The journey of a single internet search or a high-definition video stream begins long before the data reaches our devices. It starts within the intricate design of a hair-thin strand of glass or plastic, where light travels at extraordinary speeds. Understanding how fibre optics are made reveals a fascinating intersection of precision engineering and advanced material science, transforming raw elements into the backbone of the modern world.
The Core Principle: Total Internal Reflection
Before examining the manufacturing process, it is essential to understand the physics that makes the technology work. Each fibre optic cable is built around a core, a thin strand of transparent material that carries the light signal. This core is surrounded by a layer of glass known as the cladding, which has a lower refractive index. This critical difference in density causes light to bounce back and forth within the core through a principle called total internal reflection, allowing the signal to travel vast distances with minimal loss.
Material Composition: Glass vs. Plastic
The primary material used in most high-performance fibre optics is silica glass, specifically doped silica. This pure form of silicon dioxide is favored for its exceptional transparency to infrared light and its ability to be drawn into incredibly fine strands without losing strength. For applications requiring flexibility and lower costs where distance is short, plastic optical fibre (POF) is used. These fibres rely on polymethyl methacrylate (PMMA) or similar polymers, which are easier to handle but offer significantly lower bandwidth compared to their glass counterparts.
Step One: Creating the Preform
The manufacturing of glass fibre begins not with a tube, but with a solid rod known as a preform. The most common method for creating this preform is the Outside Vapor Deposition (OVD) process. In this complex procedure, oxygen and silicon tetrachloride are vaporized and then burned in a flame at the top of a rotating rod. The burning gases release microscopic particles of silica glass, which accumulate layer by layer, building the preform from the outside in. This meticulous process ensures the precise control of the glass density and purity required for optimal light transmission.
Quality Control in Preform Manufacturing
Consistency is paramount during the preform stage. Technicians monitor the diameter and refractive index profile with laser precision to ensure the final fibre meets strict specifications. Any impurities or inconsistencies in this stage can lead to signal attenuation or failure down the line, making quality control during preform creation non-negotiable.

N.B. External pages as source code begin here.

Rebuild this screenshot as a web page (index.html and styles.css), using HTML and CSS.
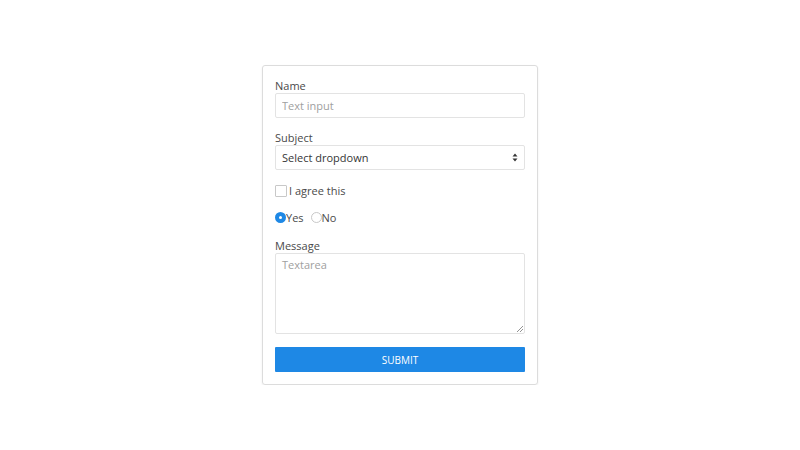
FILE: index.html
```html
<!DOCTYPE html>
<html lang="en">
<head>
  <meta charset="UTF-8" />
  <title>Form</title>
  <link rel="stylesheet" href="styles.css">
</head>
<body>
  <div class="page">
    <form class="card">
      <label class="label">Name</label>
      <input class="field" type="text" placeholder="Text input">

      <label class="label">Subject</label>
      <div class="select">
        <span>Select dropdown</span>
        <svg width="6" height="9" viewBox="0 0 6 9"><path d="M3 0.5 L5.5 3.5 H0.5 Z M3 8.5 L5.5 5.5 H0.5 Z" fill="#363636"/></svg>
      </div>

      <div class="check-row">
        <span class="checkbox"></span>
        <span>I agree this</span>
      </div>

      <div class="radio-row">
        <span class="radio checked"></span><span class="radio-text">Yes</span>
        <span class="radio"></span><span>No</span>
      </div>

      <label class="label">Message</label>
      <div class="textarea">
        <span class="placeholder">Textarea</span>
        <svg class="grip" width="6" height="6" viewBox="0 0 6 6"><path d="M6 0 L0 6 M6 3 L3 6" stroke="#777" stroke-width="0.8"/></svg>
      </div>

      <button class="submit" type="button">SUBMIT</button>
    </form>
  </div>
</body>
</html>
```

FILE: styles.css
```css
body {
  margin: 0;
  font-family: "Open Sans", "Noto Sans", sans-serif;
  font-size: 11px;
  color: #4a4a4a;
  background: #fff;
}

.page {
  display: flex;
  justify-content: center;
  padding-top: 65px;
}

.card {
  width: 250px;
  padding: 12px;
  border: 1px solid #dcdcdc;
  border-radius: 3px;
  box-shadow: 0 1px 2px rgba(0,0,0,0.08);
  display: flex;
  flex-direction: column;
}

.label {
  display: block;
  height: 15px;
  line-height: 15px;
}

.field,
.select {
  box-sizing: border-box;
  height: 25px;
  width: 100%;
  border: 1px solid #e3e3e3;
  border-radius: 2px;
  font-family: inherit;
  font-size: 11px;
  padding: 0 6px;
  margin: 0 0 12px 0;
}

.field::placeholder {
  color: #a0a0a0;
}

.select {
  display: flex;
  align-items: center;
  justify-content: space-between;
  color: #363636;
}

.check-row,
.radio-row {
  display: flex;
  align-items: center;
  height: 15px;
  margin: 1px 0 11px 0;
}

.radio-row {
  margin-bottom: 13px;
}

.checkbox {
  width: 10px;
  height: 10px;
  border: 1px solid #c8c8c8;
  border-radius: 1px;
  margin-right: 2px;
}

.radio {
  box-sizing: border-box;
  width: 11px;
  height: 11px;
  border: 1px solid #c8c8c8;
  border-radius: 50%;
}

.radio.checked {
  border: 4px solid #1e88e5;
  background: #fff;
}

.radio-text {
  margin-right: 7px;
}

.textarea {
  box-sizing: border-box;
  position: relative;
  height: 81px;
  border: 1px solid #e3e3e3;
  border-radius: 2px;
  padding: 3px 6px;
  margin-bottom: 13px;
}

.placeholder {
  color: #a0a0a0;
}

.grip {
  position: absolute;
  right: 1px;
  bottom: 1px;
}

.submit {
  height: 25px;
  border: none;
  background: #1e88e5;
  color: #fff;
  font-family: inherit;
  font-size: 10px;
  border-radius: 1px;
}
```
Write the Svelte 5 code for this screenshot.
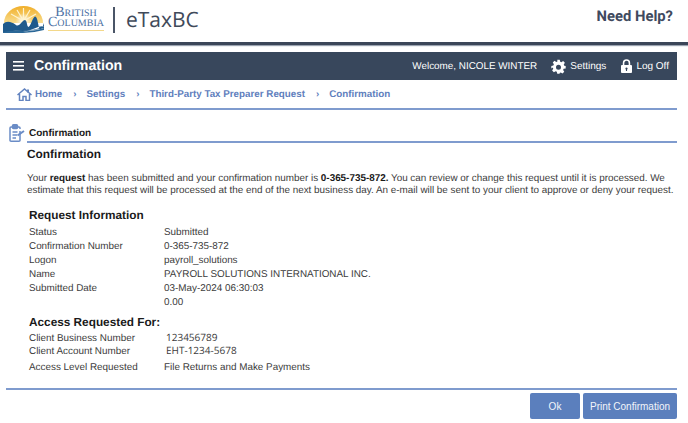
<script>
  const info = [
    ['Status', 'Submitted'],
    ['Confirmation Number', '0-365-735-872'],
    ['Logon', 'payroll_solutions'],
    ['Name', 'PAYROLL SOLUTIONS INTERNATIONAL INC.'],
    ['Submitted Date', '03-May-2024 06:30:03'],
    ['', '0.00']
  ];
  const crumbs = ['Settings', 'Third-Party Tax Preparer Request', 'Confirmation'];
</script>

<div class="page">
  <header class="top">
    <div class="brand">
      <svg class="logo" width="41" height="27" viewBox="0 0 41 27">
        <defs>
          <linearGradient id="sun" x1="0" y1="0" x2="0" y2="1">
            <stop offset="0" stop-color="#f0ae28" />
            <stop offset="1" stop-color="#f9dd8e" />
          </linearGradient>
          <radialGradient id="glow" cx="0.5" cy="0.5" r="0.5">
            <stop offset="0" stop-color="#fff" />
            <stop offset="1" stop-color="#fff" stop-opacity="0" />
          </radialGradient>
        </defs>
        <path d="M1 17A19.500 17 0 0 1 40 17Z" fill="url(#sun)" />
        <circle cx="20.500" cy="15" r="8" fill="url(#glow)" />
        <path d="M20.500 15L14 4M20.500 15L20.500 2M20.500 15L27 4M20.500 15L8 8M20.500 15L33 8" stroke="#fdf3cf" stroke-width="1.200" />
        <path d="M0 18Q3 15 7 16T13 19T19 16T24 18T29 15T35 17T41 17V20Q36 20 30 23T20 24T10 25T0 26Z" fill="#1f5a8c" />
        <path d="M0 26Q10 24 20 25T41 22V24Q30 27 20 27H0Z" fill="#2a6797" />
        <path d="M0 20Q10 20 20 23T41 20V22Q30 25 20 25T0 24Z" fill="#1f5a8c" />
      </svg>
      <div class="bc">
        <span>British</span>
        <span class="bc2">Columbia</span>
      </div>
      <span class="sep"></span>
      <span class="etax">eTaxBC</span>
    </div>
    <span class="help">Need Help?</span>
  </header>

  <div class="bar">
    <div class="bar-left">
      <svg width="12" height="10" viewBox="0 0 12 10" fill="#fff">
        <rect y="0" width="11" height="1.6" /><rect y="4" width="11" height="1.6" /><rect y="8" width="11" height="1.6" />
      </svg>
      <span class="bar-title">Confirmation</span>
    </div>
    <div class="bar-right">
      <span class="welcome">Welcome, NICOLE WINTER</span>
      <span class="tool">
        <svg width="15" height="15" viewBox="0 0 24 24" fill="#fff">
          <path fill-rule="evenodd" d="M10 1h4l.7 3.2 1.9.8 2.8-1.8 2.8 2.8-1.8 2.8.8 1.9L23.5 11v4l-3.3.7-.8 1.900 1.800 2.800-2.800 2.800-2.800-1.800-1.900.8L14 23.500h-4l-.7-3.300-1.900-.8-2.800 1.800-2.800-2.800 1.800-2.800-.8-1.900L.5 15v-4l3.300-.7.8-1.900L2.800 5.600l2.800-2.800 2.800 1.800 1.900-.8ZM12 9a4 4 0 1 0 0 8 4 4 0 0 0 0-8Z" />
        </svg>
        Settings
      </span>
      <span class="tool">
        <svg width="11" height="14" viewBox="0 0 12 15" fill="#fff">
          <path fill-rule="evenodd" d="M1 6.500h10a1 1 0 0 1 1 1V14a1 1 0 0 1-1 1H1a1 1 0 0 1-1-1V7.500a1 1 0 0 1 1-1ZM6 9a1.300 1.300 0 0 0-.6 2.400V13h1.200v-1.600A1.300 1.300 0 0 0 6 9Z" />
          <path d="M2.800 7V4.200a3.200 3.200 0 0 1 6.400 0V7" fill="none" stroke="#fff" stroke-width="1.700" />
        </svg>
        Log Off
      </span>
    </div>
  </div>

  <nav class="crumbs">
    <svg width="15" height="13" viewBox="0 0 15 13" fill="none" stroke="#6384c0" stroke-width="1.500">
      <path d="M0.500 7L7.500 1L14.500 7M2.500 6V12.500H6V8.500H9V12.500H12.500V6" />
      <path d="M11 1.500V4.500" stroke-width="2" />
    </svg>
    <a href="#home">Home</a>
    {#each crumbs as c}
      <span class="chev">›</span>
      <a href="#crumb">{c}</a>
    {/each}
  </nav>

  <main class="main">
    <div class="section-head">
      <svg width="16" height="18" viewBox="0 0 16 18" fill="none" stroke="#6a8cc6" stroke-width="1.500">
        <path d="M11 7V16.500Q11 17.200 10 17.200H2Q1 17.200 1 16.500V4Q1 3 2 3H10Q11 3 11 4V5" />
        <rect x="3.500" y="0.800" width="5" height="3.800" rx="1" fill="#6a8cc6" />
        <path d="M3.500 8H8.500M3.500 11H8M3.500 14H7" />
        <path d="M8.500 11.500L15 7" stroke-width="2" />
      </svg>
      <h2>Confirmation</h2>
    </div>

    <div class="body">
      <h1>Confirmation</h1>
      <p class="msg">Your <b>request</b> has been submitted and your confirmation number is <b>0-365-735-872.</b> You can review or change this request until it is processed. We<br />estimate that this request will be processed at the end of the next business day. An e-mail will be sent to your client to approve or deny your request.</p>

      <h3>Request Information</h3>
      <dl class="rows">
        {#each info as [k, v]}
          <dt>{k}</dt><dd>{v}</dd>
        {/each}
      </dl>

      <h3 class="second">Access Requested For:</h3>
      <dl class="rows access">
        <dt>Client Business Number</dt><dd class="typed">123456789</dd>
        <dt>Client Account Number</dt><dd class="typed">EHT-1234-5678</dd>
        <dt>Access Level Requested</dt><dd>File Returns and Make Payments</dd>
      </dl>
    </div>
  </main>

  <footer class="actions">
    <button class="ok">Ok</button>
    <button class="print">Print Confirmation</button>
  </footer>
</div>

<style>
  :global(body) { margin: 0; background: #fff; }
  .page {
    width: 688px; height: 423px; overflow: hidden; box-sizing: border-box;
    font-family: "Liberation Sans", Arial, sans-serif; font-size: 9.900px; color: #3c3c3c;
    text-rendering: geometricPrecision;
  }
  .top {
    box-sizing: border-box; padding: 0 15px 0 3px; height: 45px;
    display: flex; justify-content: space-between; align-items: center;
    border-bottom: 3px solid #3b4658; box-shadow: 0 1px 1px #9aa3b0;
  }
  .brand { display: flex; align-items: center; margin-top: -3px; }
  .bc { display: flex; flex-direction: column; align-items: center; width: 60px; margin-left: 2px; font-family: "Liberation Serif", serif; color: #4a6fa3; font-variant: small-caps; line-height: 10px; font-size: 14px; }
  .bc2 { border-bottom: 1px solid #f3d88a; padding: 0 0 2px; }
  .sep { width: 2px; height: 26px; background: #4a5567; margin: 0 11px 0 7px; }
  .etax { font-family: "Open Sans", sans-serif; font-size: 21px; color: #3f4a5a; }
  .help { font-family: Roboto, sans-serif; font-weight: 700; font-size: 14.800px; color: #3f4a5e; margin-top: -10px; }

  .bar {
    margin: 7px 11px 0 6px; height: 28px; background: #38475c; color: #fff;
    display: flex; justify-content: space-between; align-items: center; padding: 0 8px 0 7px;
  }
  .bar-left { display: flex; align-items: center; gap: 9px; }
  .bar-title { font-weight: 700; font-size: 14.200px; }
  .bar-right { display: flex; align-items: center; gap: 15px; font-size: 10px; }
  .welcome { font-size: 9.900px; margin-right: -1px; }
  .tool { display: flex; align-items: center; gap: 4px; }

  .crumbs {
    margin: 0 11px 0 6px; height: 30px; box-sizing: border-box; padding-left: 11px;
    display: flex; align-items: center; border-bottom: 2px solid #7f9bce;
    font-weight: 700; color: #5f80bd; font-size: 9.800px;
  }
  .crumbs a { color: #5f80bd; text-decoration: none; margin-left: 3px; }
  .chev { margin: 0 10px 0 11px; }
  .crumbs .chev + a { margin-left: 0; }

  .main { margin: 13px 11px 0 6px; }
  .section-head { display: flex; align-items: flex-end; margin-left: 3px; height: 20px; }
  .section-head svg { margin-bottom: 1px; }
  .section-head h2 {
    flex: 1; margin: 0 0 0 2px; padding: 0 0 2px 2px; font-size: 10px; color: #1a1a1a; font-weight: 700;
    border-bottom: 2px solid #7f9bce;
  }
  .body { padding-left: 21px; }
  h1 { margin: 3px 0 0; font-size: 11.900px; color: #1a1a1a; font-weight: 700; line-height: 16px; }
  .msg { margin: 11px 0 0; line-height: 12px; white-space: nowrap; }
  .msg b { color: #1a1a1a; }
  h3 { margin: 11px 0 0 2px; font-size: 11.800px; color: #1a1a1a; font-weight: 700; line-height: 15px; }
  h3.second { margin-top: 5px; }
  dl { margin: 3px 0 0 2px; display: grid; grid-template-columns: 135px 1fr; grid-auto-rows: 14px; line-height: 14px; }
  dt, dd { margin: 0; }
  .access { grid-template-rows: 13px 16px 14px; margin-top: 2px; }
  .typed { font-family: "Open Sans", sans-serif; padding-left: 2px; font-size: 10px; margin-top: -2px; }

  .actions {
    margin: 13px 11px 0 6px; padding-top: 3px; border-top: 2px solid #7f9bce;
    display: flex; justify-content: flex-end; gap: 3px;
  }
  button {
    height: 26px; border: 0; border-radius: 2px; background: #5b7fbd; color: #f2f5fa;
    font: 10px "Liberation Sans", Arial, sans-serif; padding: 0;
  }
  .ok { width: 50px; }
  .print { width: 94px; }
</style>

Step Two: Drawing the Fibre
Once the preform reaches a few inches in length and has been inspected, the drawing process begins. The preform is mounted vertically in a massive furnace, where it is heated to a temperature of approximately 2,000 degrees Celsius. At this extreme temperature, the glass softens and begins to sag. Gravity pulls the preform downward, and a machine precisely controls the tension and speed to draw the material into a thin, continuous thread. As the fibre cools almost instantly in the ambient air, it solidifies into a strand that is thinner than a human hair but retains the optical properties of the preform.
Step Three: Coating and Curing
A bare glass fibre is incredibly fragile and prone to micro-fractures. Immediately after drawing, the fibre passes through a series of protective coatings. First, a primary coating of acrylate polymer is applied to add initial strength and flexibility. This is followed by a secondary coating that provides additional abrasion resistance and static protection. The coated fibre then passes through a curing oven where the polymer hardens, bonding the protective layers to the glass and preparing the delicate strand for the rigors of real-world installation.